I've always loved the TT and always wanted a red one, that didn't happen but I did get one in Pfeilgrau or Aviator Gray is the English name I believe.
A 2001, 180HP, FWD, 5 speed model with 199,980km on the odometer or around 124k miles. The first owner had it for about 4 years and the one after that the remaining years which was supposedly an Audi mechanic, so I'm the 3rd owner 
Sat in it, and immediately fell in love with the low seating position, the wide arches in the mirrors the small and funky looking cockpit and the feeling of the shifter.

Is it perfect?
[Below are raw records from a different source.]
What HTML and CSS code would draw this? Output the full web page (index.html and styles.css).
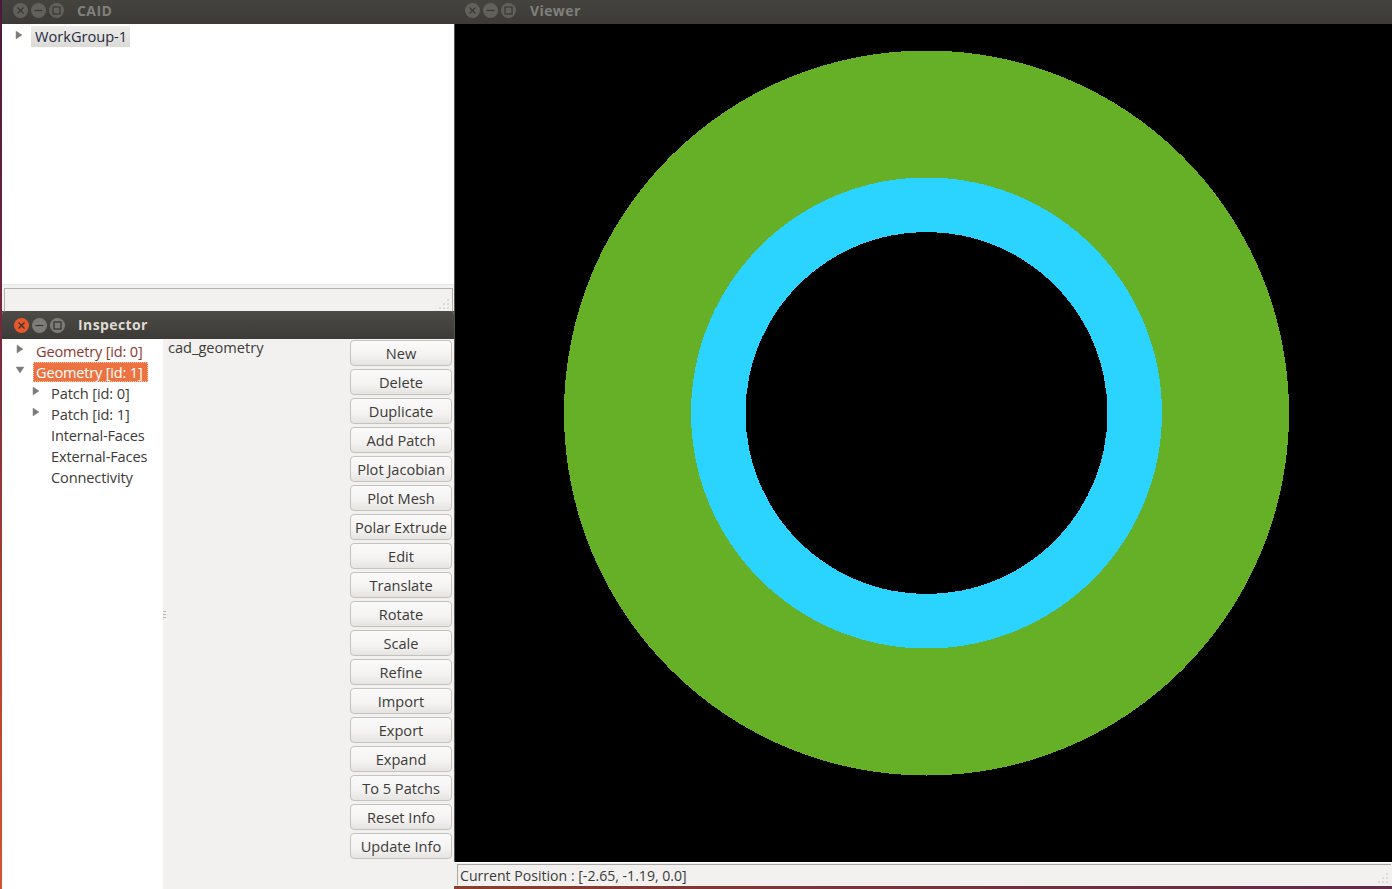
FILE: index.html
```html
<!DOCTYPE html>
<html>
<head>
  <meta charset="UTF-8">
  <title>CAID</title>
  <link rel="stylesheet" href="styles.css">
</head>
<body>
  <!-- CAID window -->
  <div class="window caid">
    <div class="titlebar">
      <div class="controls off">
        <span class="ctl"><svg viewBox="0 0 15 15"><path d="M4.5 4.5l6 6M10.5 4.5l-6 6"/></svg></span>
        <span class="ctl"><svg viewBox="0 0 15 15"><path d="M3.5 7.5h8"/></svg></span>
        <span class="ctl"><svg viewBox="0 0 15 15"><rect x="4" y="4" width="7" height="7"/></svg></span>
      </div>
      <span class="title off">CAID</span>
    </div>
    <div class="tree caid-tree">
      <div class="row">
        <svg class="arrow" viewBox="0 0 8 10"><path d="M1 1l6 4-6 4z"/></svg>
        <span class="workgroup">WorkGroup-1</span>
      </div>
    </div>
    <div class="caid-foot">
      <div class="sunken">
        <svg class="grip" viewBox="0 0 12 12"><path d="M9 1h2v2H9zM5 5h2v2H5zM9 5h2v2H9zM1 9h2v2H1zM5 9h2v2H5zM9 9h2v2H9z"/></svg>
      </div>
    </div>
  </div>

  <!-- Inspector window -->
  <div class="window inspector">
    <div class="titlebar active">
      <div class="controls">
        <span class="ctl close"><svg viewBox="0 0 15 15"><path d="M4.5 4.5l6 6M10.5 4.5l-6 6"/></svg></span>
        <span class="ctl"><svg viewBox="0 0 15 15"><path d="M3.5 7.5h8"/></svg></span>
        <span class="ctl"><svg viewBox="0 0 15 15"><rect x="4" y="4" width="7" height="7"/></svg></span>
      </div>
      <span class="title">Inspector</span>
    </div>
    <div class="inspector-body">
      <div class="tree geo-tree">
        <div class="row top"><svg class="arrow" viewBox="0 0 8 10"><path d="M1 1l6 4-6 4z"/></svg><span class="geo">Geometry [id: 0]</span></div>
        <div class="row top"><svg class="arrow down" viewBox="0 0 10 8"><path d="M1 1h8l-4 6z"/></svg><span class="geo selected">Geometry [id: 1]</span></div>
        <div class="row sub"><svg class="arrow" viewBox="0 0 8 10"><path d="M1 1l6 4-6 4z"/></svg><span>Patch [id: 0]</span></div>
        <div class="row sub"><svg class="arrow" viewBox="0 0 8 10"><path d="M1 1l6 4-6 4z"/></svg><span>Patch [id: 1]</span></div>
        <div class="row leaf"><span>Internal-Faces</span></div>
        <div class="row leaf"><span>External-Faces</span></div>
        <div class="row leaf"><span>Connectivity</span></div>
      </div>
      <div class="splitter"><i></i><i></i><i></i></div>
      <div class="info"><span class="info-name">cad_geometry</span></div>
      <div class="buttons">
        <button>New</button>
        <button>Delete</button>
        <button>Duplicate</button>
        <button>Add Patch</button>
        <button>Plot Jacobian</button>
        <button>Plot Mesh</button>
        <button>Polar Extrude</button>
        <button>Edit</button>
        <button>Translate</button>
        <button>Rotate</button>
        <button>Scale</button>
        <button>Refine</button>
        <button>Import</button>
        <button>Export</button>
        <button>Expand</button>
        <button>To 5 Patchs</button>
        <button>Reset Info</button>
        <button>Update Info</button>
      </div>
    </div>
  </div>

  <!-- Viewer window -->
  <div class="window viewer">
    <div class="titlebar">
      <div class="controls off">
        <span class="ctl"><svg viewBox="0 0 15 15"><path d="M4.5 4.5l6 6M10.5 4.5l-6 6"/></svg></span>
        <span class="ctl"><svg viewBox="0 0 15 15"><path d="M3.5 7.5h8"/></svg></span>
        <span class="ctl"><svg viewBox="0 0 15 15"><rect x="4" y="4" width="7" height="7"/></svg></span>
      </div>
      <span class="title off">Viewer</span>
    </div>
    <div class="canvas">
      <svg class="rings" width="937" height="838" viewBox="0 0 937 838">
        <circle cx="471.5" cy="389" r="362.5" fill="#65b026"/>
        <circle cx="471.5" cy="389" r="235.5" fill="#2ad4ff"/>
        <circle cx="471.5" cy="389" r="181" fill="#000"/>
      </svg>
    </div>
    <div class="status">
      <div class="status-text">
        <span>Current Position : [-2.65, -1.19, 0.0]</span>
        <svg class="grip" viewBox="0 0 12 12"><path d="M9 1h2v2H9zM5 5h2v2H5zM9 5h2v2H9zM1 9h2v2H1zM5 9h2v2H5zM9 9h2v2H9z"/></svg>
      </div>
    </div>
    <div class="strip"></div>
  </div>
</body>
</html>
```

FILE: styles.css
```css
/* Desktop behind the windows */
body {
  margin: 0;
  width: 1392px;
  height: 889px;
  overflow: hidden;
  position: relative;
  background: linear-gradient(#4a1a3a, #6a2342 30%, #b8452f 75%, #d2552e);
  font-family: "Open Sans", "Noto Sans", sans-serif;
  font-size: 14.6px;
  color: #3c3b37;
}
.window {
  position: absolute;
  display: flex;
  flex-direction: column;
  overflow: hidden;
}
.caid { left: 2px; top: 0; width: 452px; height: 311px; background: #fff; }
.inspector { left: 2px; top: 311px; width: 452px; height: 578px; background: #f2f1f0; border-radius: 4px 4px 0 0; }
.viewer { left: 454px; top: 0; width: 938px; height: 889px; background: #f2f1f0; }

/* Title bars */
.titlebar {
  height: 24px;
  box-sizing: border-box;
  padding-bottom: 3px;
  flex: none;
  display: flex;
  align-items: center;
  background: linear-gradient(#45433e, #3c3b37);
}
.titlebar.active {
  height: 28px;
  padding-bottom: 0;
  background: linear-gradient(#4d4b46, #3c3b37);
}
.controls { display: flex; gap: 3px; margin-left: 11px; }
.active .controls { margin-left: 12px; }
.controls.off { opacity: 0.55; }
.ctl {
  width: 15px;
  height: 15px;
  border-radius: 50%;
  background: #7d7c76;
  display: flex;
}
.ctl svg { width: 15px; height: 15px; fill: none; stroke: #33322e; stroke-width: 1.2; }
.ctl.close { background: #e8582c; }
.title {
  margin-left: 13px;
  font-weight: 700;
  font-size: 14px;
  letter-spacing: 0.4px;
  color: #dfdbd2;
}
.active .title { margin-top: -2px; }
.viewer .title { margin-left: 14px; }
.title.off { color: #7f807c; }

/* Trees */
.tree { background: #fff; }
.row { display: flex; align-items: center; height: 21px; white-space: nowrap; }
.arrow { width: 8px; height: 10px; fill: #7a7a76; stroke: #8a8a86; stroke-width: 0.5; flex: none; margin-top: -4px; }
.arrow.down { width: 10px; height: 8px; }

.caid-tree { flex: 1; padding: 2px 0 0 13px; }
.caid-tree .row { height: 21px; gap: 8px; }
.workgroup {
  background: linear-gradient(#eeedeb, #dcdad5);
  padding: 0 3px 0 4px;
  height: 21px;
  line-height: 21px;
  color: #1f2a44;
}
.caid-foot { height: 27px; flex: none; background: #f2f1f0; padding: 3px 1px 2px 2px; box-sizing: border-box; border-top: 1px solid #e6e5e3; }
.sunken {
  height: 21px;
  display: flex;
  justify-content: flex-end;
  align-items: flex-end;
  padding: 0 2px 1px 0;
  border: 1px solid #b5b3ae;
  border-bottom-color: #e0dfdc;
  background: #f2f1f0;
}
.grip { width: 12px; height: 12px; fill: #dddbd6; flex: none; }

/* Inspector */
.inspector-body { flex: 1; display: flex; min-height: 0; }
.geo-tree { width: 161px; flex: none; padding-top: 1px; box-sizing: border-box; }
.row.top { padding-left: 14px; }
.row.top .arrow { margin-right: 12px; }
.row.top .arrow.down { margin-left: -1px; margin-right: 11px; }
.geo { color: #8a3a30; padding: 0 3px; height: 20px; line-height: 20px; margin-left: -3px; width: 115px; box-sizing: border-box; letter-spacing: -0.2px; }
.geo.selected { background: #ec7341; color: #fff; outline: 1px dotted #f7c6ad; outline-offset: -1px; }
.row.sub { padding-left: 30px; letter-spacing: -0.1px; }
.row.sub .arrow { margin-right: 11px; }
.row.leaf { padding-left: 49px; letter-spacing: -0.15px; }
.splitter {
  width: 3px;
  flex: none;
  display: flex;
  flex-direction: column;
  justify-content: center;
  gap: 2px;
  box-sizing: border-box;
}
.splitter i { display: block; height: 1px; background: #b9b7b2; }
.info { flex: 1; padding: 0 0 0 2px; line-height: 16px; }
.info-name { display: block; }
.buttons { width: 102px; flex: none; margin-right: 2px; padding-top: 1px; display: flex; flex-direction: column; gap: 3px; }
button {
  height: 26px;
  padding: 0;
  font: inherit;
  color: #3c3b37;
  background: linear-gradient(#fbfafa, #f4f3f2 60%, #e6e4e1);
  border: 1px solid #c4c2bd;
  border-radius: 4px;
}

/* Viewer */
.canvas { height: 838px; flex: none; background: #000; border-left: 1px solid #55534e; }
.rings { display: block; shape-rendering: crispEdges; }
.status { height: 24px; flex: none; padding: 1px 1px 1px 3px; box-sizing: border-box; border-top: 1px solid #fff; }
.status-text {
  height: 21px;
  line-height: 21px;
  font-size: 14.1px;
  display: flex;
  justify-content: space-between;
  align-items: flex-end;
  box-sizing: border-box;
  padding: 0 2px 1px 2px;
  border-top: 1px solid #a9a7a2;
  border-left: 1px solid #a9a7a2;
}
.status-text span { align-self: center; padding-top: 2px; }
.strip { flex: 1; background: linear-gradient(to right, #8a3f2f, #5f2a4a); }
```
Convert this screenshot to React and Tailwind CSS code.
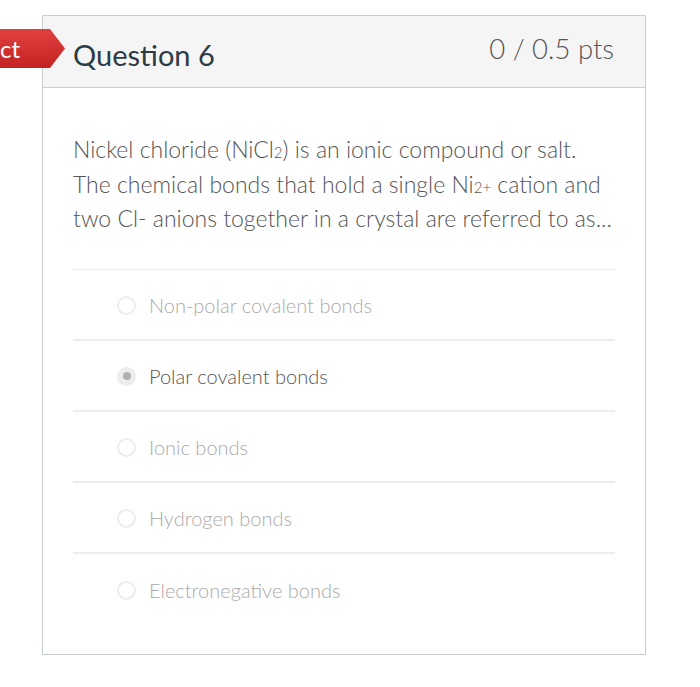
export default function App() {
  const options = [
    { label: "Non-polar covalent bonds", selected: false },
    { label: "Polar covalent bonds", selected: true },
    { label: "Ionic bonds", selected: false },
    { label: "Hydrogen bonds", selected: false },
    { label: "Electronegative bonds", selected: false },
  ];
  return (
    <div className="relative w-[700px] h-[687px] bg-white" style={{ fontFamily: "Lato, 'Open Sans', sans-serif" }}>
      <div className="absolute left-0 top-[29px] z-10 flex h-[39px] items-center">
        <div className="flex h-full w-[50px] items-center justify-end overflow-hidden bg-gradient-to-b from-[#e04040] to-[#c42222] text-[24px] leading-none text-white">
          <span className="pr-[30px]">ct</span>
        </div>
        <svg width="15" height="39" viewBox="0 0 15 39" className="block">
          <defs>
            <linearGradient id="g" x1="0" y1="0" x2="0" y2="1">
              <stop offset="0" stopColor="#e04040" />
              <stop offset="1" stopColor="#c42222" />
            </linearGradient>
          </defs>
          <polygon points="0,0 15,19.5 0,39" fill="url(#g)" />
        </svg>
      </div>
      <div className="pt-[15px] pl-[42px]">
        <div className="w-[604px] border border-[#c7cdd1]">
          <div className="flex h-[72px] items-center justify-between border-b border-[#c7cdd1] bg-[#f5f5f5] pl-[30px] pr-[31px]">
            <div className="text-[29px] text-[#2d3b45] mt-[6px]">Question 6</div>
            <div className="text-[27.5px] font-light text-[#555] -mt-[6px]">0 / 0.5 pts</div>
          </div>
          <div className="px-[30px] pt-[44px] pb-[29px]">
            <div className="text-[23px] font-light leading-[34.5px] text-[#555]">
              Nickel chloride (NiCl<span className="text-[15px] leading-[0]">2</span>) is an ionic compound or salt. The chemical bonds that hold a single Ni<span className="text-[15px] leading-[0]">2+</span> cation and two Cl- anions together in a crystal are referred to as...
            </div>
            <div className="mt-[33px] border-t border-[#ececec]">
              {options.map((o, i) => (
                <div
                  key={o.label}
                  className={`flex h-[71px] items-center pl-[44px] pt-[2px] ${i < options.length - 1 ? "border-b-2 border-[#ededed]" : ""}`}
                >
                  {o.selected ? (
                    <span className="flex h-[19px] w-[19px] items-center justify-center rounded-full bg-[#ededed]">
                      <span className="h-[8px] w-[8px] rounded-full bg-[#b0b0b0]" />
                    </span>
                  ) : (
                    <span className="h-[19px] w-[19px] rounded-full border-2 border-[#ededed]" />
                  )}
                  <span className={`ml-[13px] text-[20px] font-light ${o.selected ? "text-[#555]" : "text-[#aaa]"}`}>{o.label}</span>
                </div>
              ))}
            </div>
          </div>
        </div>
      </div>
    </div>
  );
}
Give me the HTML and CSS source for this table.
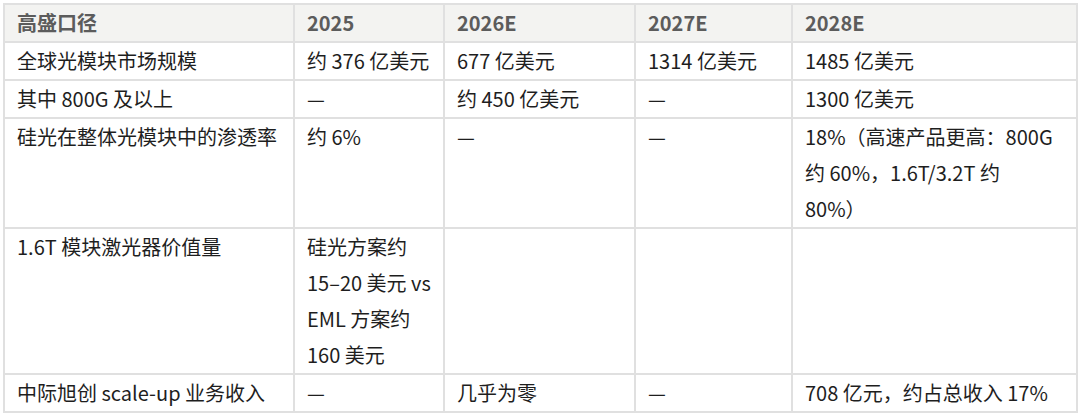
FILE: index.html
```html
<!DOCTYPE html>
<html lang="zh-CN">
<head>
<meta charset="utf-8">
<link rel="stylesheet" href="styles.css">
</head>
<body>
<table class="data">
  <colgroup>
    <col class="c1"><col class="c2"><col class="c3"><col class="c4"><col class="c5">
  </colgroup>
  <thead>
    <tr><th>高盛口径</th><th>2025</th><th>2026E</th><th>2027E</th><th>2028E</th></tr>
  </thead>
  <tbody>
    <tr><td>全球光模块市场规模</td><td>约 376 亿美元</td><td>677 亿美元</td><td>1314 亿美元</td><td>1485 亿美元</td></tr>
    <tr><td>其中 800G 及以上</td><td>—</td><td>约 450 亿美元</td><td>—</td><td>1300 亿美元</td></tr>
    <tr><td>硅光在整体光模块中的渗透率</td><td>约 6%</td><td>—</td><td>—</td><td>18%（高速产品更高：800G<br>约 60%，1.6T/3.2T 约<br>80%）</td></tr>
    <tr><td>1.6T 模块激光器价值量</td><td>硅光方案约<br>15–20 美元 vs<br>EML 方案约<br>160 美元</td><td></td><td></td><td></td></tr>
    <tr><td>中际旭创 scale-up 业务收入</td><td>—</td><td>几乎为零</td><td>—</td><td>708 亿元，约占总收入 17%</td></tr>
  </tbody>
</table>
</body>
</html>
```

FILE: styles.css
```css
html, body {
  margin: 0;
  padding: 0;
  background: #ffffff;
}
body {
  padding: 3px 0 0 3px;
  font-family: "Noto Sans CJK SC", "Noto Sans", sans-serif;
}
.data {
  border-collapse: collapse;
  table-layout: fixed;
  width: 1073px;
  font-size: 20px;
  line-height: 36px;
  color: #1e1e1e;
}
.c1 { width: 290px; }
.c2 { width: 150px; }
.c3 { width: 191px; }
.c4 { width: 157px; }
.c5 { width: 285px; }
.data th,
.data td {
  border: 2px solid #e0e0e0;
  padding: 0 12px;
  text-align: left;
  vertical-align: top;
  white-space: nowrap;
  overflow: hidden;
}
.data th {
  background: #f3f3f1;
  color: #5c5c5c;
  font-weight: 700;
}
.data td {
  font-weight: 400;
}
```
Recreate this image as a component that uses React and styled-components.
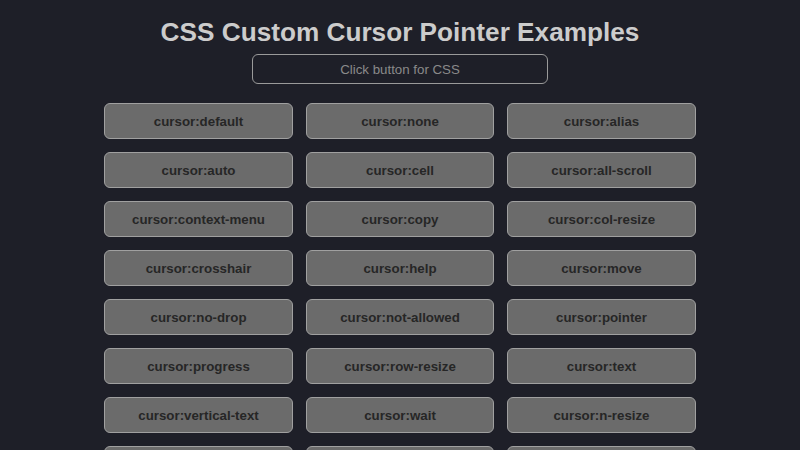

Well, no, which one is eh  It did have an oil and oil filter change every 10k km according to the logs.
So far had the timing belt, waterpump, tensioners and pulleys replaced as they were in it for about 11 of its past years.
When there is some more daylight I'll probably get my hands on replacing the headlights which will be a fun first "real" car project.
The driver side heated seats don't do much, which I might replace someday for a seat of a scrapped TT.
And some small bits around the car have been replaced so far, like the headlight switch, some plastic cover around the boot hinge and the head unit.

It has small amounts of rust around the common places, around the number plate lights which has been fixed previously but is pretty far gone yet again and the wheel arches near the bottom.

But every second I've been in it has been so enjoyable thus far, hope this one sticks around for a bit longer than the previous two 🥰

Some pics so far from the last gloomy months
























~Spookles, hope I can learn a lot from the gathered knowledge here


----------



## YELLOW_TT (Feb 25, 2004)

Welcome nice TT very rare colour


----------



## Hoggy (May 8, 2002)

Hi, Welcome to the TTF & MK1 ownership.
Hoggy.


----------



## Molinos (May 19, 2021)

Hi, welcome


----------



## Spookles (3 mo ago)

YELLOW_TT said:


> Welcome nice TT very rare colour


Haha yeah so I've been told, to be fair I am pretty jealous of your yellow colour


----------



## Melodie1 (11 d ago)

Hi & welcome. I'm a newbie too & so far, finding a huge wealth of knowledge on here. Love the colour also


----------